My Nano-Tech 5000s are holding up fine in the middle of this 2nd season so I am unworried about their ultimate longevity. I do what I can to let them cool between charges/flights and returm them to storage voltage, usually before leaving the field. Will continue to charge them to 4.2V/cell just prior to flying, and not deeply discharge them below 3.6-3.7V in-flight if that can be avoided. (Certainly in practice, but during a contest round in stiff winds may be another story right!?) Anyway, good discussion of our gear and how we use it; no getting around burning the fuel, eh?

bem

My Feedback: (1)

Hi,

I find it very hard to get 20% capacity left in mid to high wind conditions with my 8 cells (4 cell x 2 in series) 5000 mAh (40C TopFuel) in my Sebart MythoS 125E. My setup draw 78 amp on full throttle (Hacker A60-7XS motor and Falcon electric 19x12 V2 carbon prop).
To save some time I start and turn directly downwind and then at proper height a quick Split S and on track for first maneouver. On last maneouver I skip the straight flying and almost directly turn for a quick landing. This is at practice. It is very difficult to not add a little extra throttle in the headwind. I usually do not need to go below 10% capacity left even in windy conditions so it is not that bad but on no wind I usually have 17-20 % left in battery at landing.
Probably with my setup with 8 cells it would be better with around 5400 mAh packs, for example ThunderPower G8 4S 5400 mAh 25C Pro Lite Plus -that would give the extra capacity marginal I need. The little strange is that ThunderPower in specification list their 4 cell G8 25C 5000 mAh and 5400 mAh at almost same weight - 465 gram for 5000 mAh and 468 gram for 5400 mAh (just curious how that can be possible since it is 8 % more capacity).

/Bo

Jetdesign

My Feedback: (8)

I think the thing I didn't realize is that 20% capacity happens at as high of a voltage as it does. I thought 3.7v gave plenty of life left, but I'm learning from you guys that's not the case. I agree its not a great idea to get too far below the 20%.

danamania

Another take-away from this discussion, IMO of course, is that Voltage is the one direct measure that we can make which is most relevant to understanding the condition of our packs.
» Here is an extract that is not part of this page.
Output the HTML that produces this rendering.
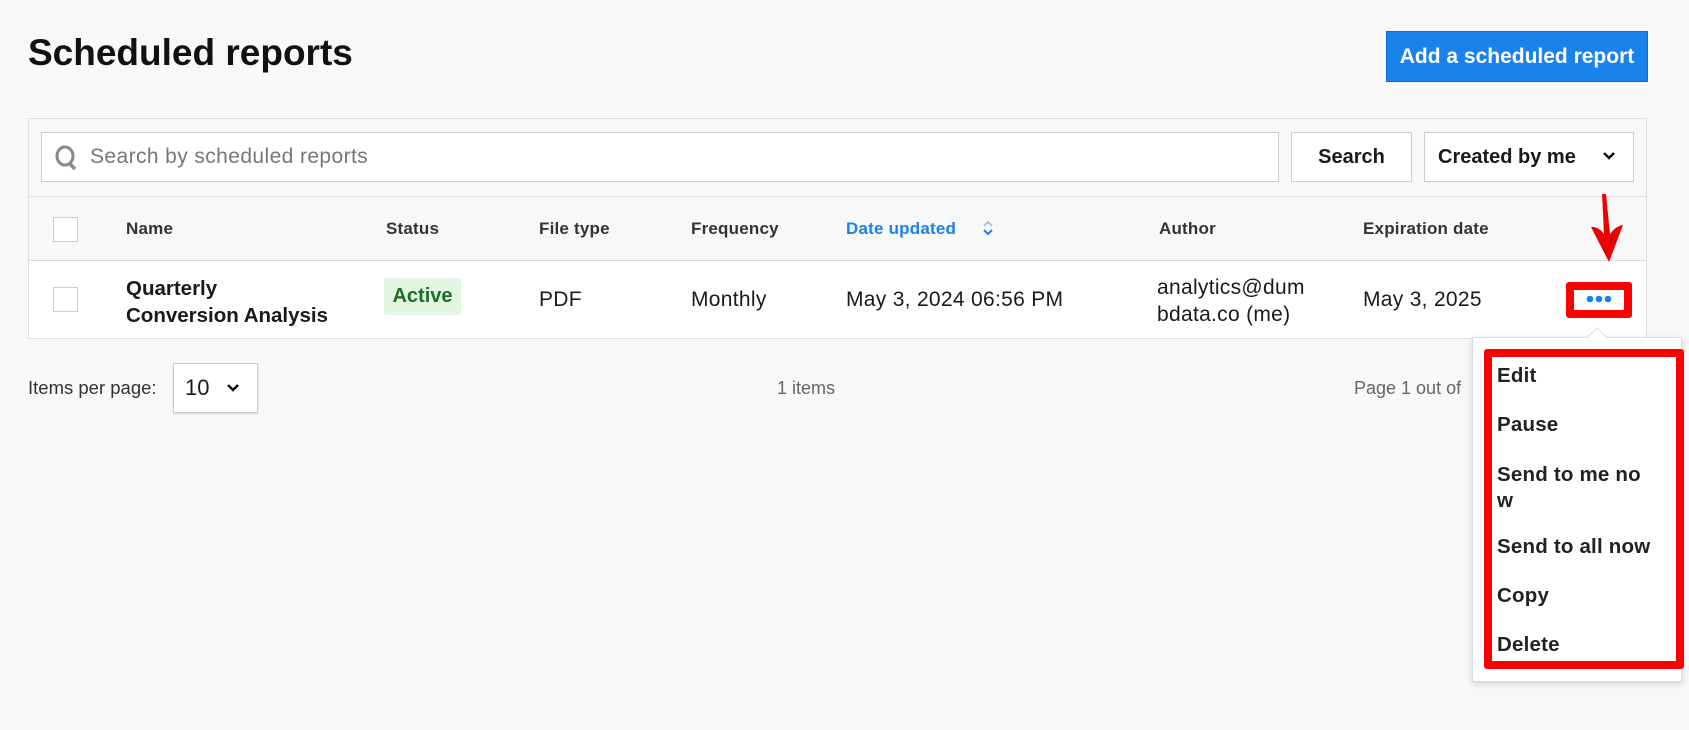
<!DOCTYPE html><html><head><meta charset="utf-8"><style>
*{margin:0;padding:0;box-sizing:border-box}
body{width:1689px;height:730px;background:#f8f8f8;font-family:"Liberation Sans",Arial,sans-serif;color:#1a1a1a;position:relative;overflow:hidden}
.a{position:absolute;white-space:nowrap}
.h{font-size:17px;font-weight:bold;color:#333;top:219px;letter-spacing:.2px}
.r{font-size:21px;color:#1a1a1a;letter-spacing:.3px}
.cb{position:absolute;width:25px;height:25px;border:1px solid #ccc;background:#fff}
.mi{position:absolute;left:1497px;font-size:20.5px;font-weight:bold;color:#222;letter-spacing:.2px}
</style></head><body>
<div class="a" style="left:28px;top:32px;font-size:37px;font-weight:bold;color:#111">Scheduled reports</div>
<div class="a" style="left:1386px;top:31px;width:262px;height:51px;background:#1a82ed;border:1px solid #0f6fd0;color:#fff;font-size:21px;font-weight:bold;text-align:center;line-height:49px">Add a scheduled report</div>
<div class="a" style="left:28px;top:118px;width:1619px;height:221px;border:1px solid #e0e0e0;background:#f8f8f8"></div>
<div class="a" style="left:29px;top:260px;width:1617px;height:78px;background:#fff;border-top:1px solid #ddd"></div>
<div class="a" style="left:29px;top:196px;width:1617px;height:1px;background:#ddd"></div>
<div class="a" style="left:41px;top:132px;width:1238px;height:50px;background:#fff;border:1px solid #ccc"></div>
<svg class="a" style="left:54px;top:145px" width="26" height="26" viewBox="0 0 26 26"><ellipse cx="11" cy="11" rx="8" ry="9" fill="none" stroke="#888" stroke-width="3"/><line x1="15" y1="18" x2="21" y2="24" stroke="#888" stroke-width="3.5"/></svg>
<div class="a" style="left:90px;top:145px;font-size:21px;color:#777;letter-spacing:.4px">Search by scheduled reports</div>
<div class="a" style="left:1291px;top:132px;width:121px;height:50px;background:#fff;border:1px solid #ccc;font-size:20px;font-weight:bold;text-align:center;line-height:48px">Search</div>
<div class="a" style="left:1424px;top:132px;width:210px;height:50px;background:#fff;border:1px solid #ccc;font-size:20px;font-weight:bold;line-height:48px;padding-left:13px">Created by me</div>
<svg class="a" style="left:1602px;top:151px" width="14" height="10"><polyline points="2,2 7,7 12,2" fill="none" stroke="#111" stroke-width="2.5"/></svg>
<div class="cb" style="left:53px;top:217px"></div>
<div class="a h" style="left:126px">Name</div>
<div class="a h" style="left:386px">Status</div>
<div class="a h" style="left:539px">File type</div>
<div class="a h" style="left:691px">Frequency</div>
<div class="a h" style="left:846px;color:#1a82ed">Date updated</div>
<svg class="a" style="left:982px;top:219px" width="12" height="18"><polyline points="2,7 6,3 10,7" fill="none" stroke="#9cc8f5" stroke-width="2"/><polyline points="2,11 6,15 10,11" fill="none" stroke="#1a82ed" stroke-width="2"/></svg>
<div class="a h" style="left:1159px">Author</div>
<div class="a h" style="left:1363px">Expiration date</div>
<div class="cb" style="left:53px;top:287px"></div>
<div class="a" style="left:126px;top:275px;font-size:20.5px;font-weight:bold;line-height:27px">Quarterly<br>Conversion Analysis</div>
<div class="a" style="left:384px;top:278px;width:77px;height:37px;background:#e3f5e3;border-radius:3px;color:#1e6e1e;font-size:20px;font-weight:bold;text-align:center;line-height:37px">Active</div>
<div class="a r" style="left:539px;top:288px">PDF</div>
<div class="a r" style="left:691px;top:288px">Monthly</div>
<div class="a r" style="left:846px;top:288px">May 3, 2024 06:56 PM</div>
<div class="a r" style="left:1157px;top:274px;line-height:27px">analytics@dum<br>bdata.co (me)</div>
<div class="a r" style="left:1363px;top:288px">May 3, 2025</div>
<div class="a" style="left:1566px;top:282px;width:66px;height:36px;border:8px solid #f00;border-radius:3px;background:#fff"></div>
<svg class="a" style="left:1585px;top:294px" width="30" height="10"><circle cx="5" cy="5" r="3.3" fill="#1a82ed"/><circle cx="14" cy="5" r="3.3" fill="#1a82ed"/><circle cx="23" cy="5" r="3.3" fill="#1a82ed"/></svg>
<svg class="a" style="left:1588px;top:192px" width="40" height="72"><path d="M14,2 L18,2 L22,42 Q28,34 35,33 L21,70 L3,35 Q10,34 16,42 Z" fill="#e00"/></svg>
<div class="a" style="left:28px;top:377px;font-size:18.5px;color:#333">Items per page:</div>
<div class="a" style="left:173px;top:363px;width:85px;height:50px;background:#fff;border:1px solid #ccc;box-shadow:0 1px 2px rgba(0,0,0,.15);font-size:22px;line-height:48px;padding-left:11px">10</div>
<svg class="a" style="left:226px;top:383px" width="14" height="10"><polyline points="2,2 7,7 12,2" fill="none" stroke="#111" stroke-width="2.5"/></svg>
<div class="a" style="left:777px;top:378px;font-size:18px;color:#666">1 items</div>
<div class="a" style="left:1354px;top:378px;font-size:18px;color:#666">Page 1 out of</div>
<div class="a" style="left:1472px;top:337px;width:210px;height:345px;background:#fff;border:1px solid #ddd;box-shadow:0 2px 6px rgba(0,0,0,.15)"></div>
<div class="a" style="left:1590px;top:330px;width:14px;height:14px;background:#fff;border-left:1px solid #ddd;border-top:1px solid #ddd;transform:rotate(45deg)"></div>
<div class="a" style="left:1484px;top:349px;width:200px;height:320px;border:8px solid #f00;border-radius:3px"></div>
<div class="mi" style="top:364px">Edit</div>
<div class="mi" style="top:413px">Pause</div>
<div class="mi" style="top:462px;line-height:26px">Send to me no<br>w</div>
<div class="mi" style="top:535px">Send to all now</div>
<div class="mi" style="top:584px">Copy</div>
<div class="mi" style="top:633px">Delete</div>
</body></html>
What I have learned from other threads is that capacity remaining expressed as a percentage is a calculated amount, not a direct measure. The chargers I have do not display this kind of fuel gauge and so I have come to rely upon Voltage measurements pre and post flight to keep tabs on battery condition and performance expectations. I have come to pay attention to the deltaV between cells as an indication of overall pack usefulness, i.e., if one cell is noticeably lower than the other 4 after rebalancing, then that may be a weak pack to keep an eye on, take out of the mix, or return if bought new. The next most useful measure after Voltage is probably current over time, expressed as mAh during recharging, which we seem to take as a proxy for current draw during a flight. Thoughts?

nonstoprc

My Feedback: (90)

My cellPro chargers can display the IR numbers, voltage per cell, and total charged back capacity per pack. Normally, I can sense a pack is degrading badly if
A) some cell has a relatively high IR number than the rest
B) some cell does not or super slowly take more charge even though its voltage is not peaked

Most of time, a bad cell will exhibit both signs. Combined with the performance of the pack in the air, one can pretty sure know the pack is dying.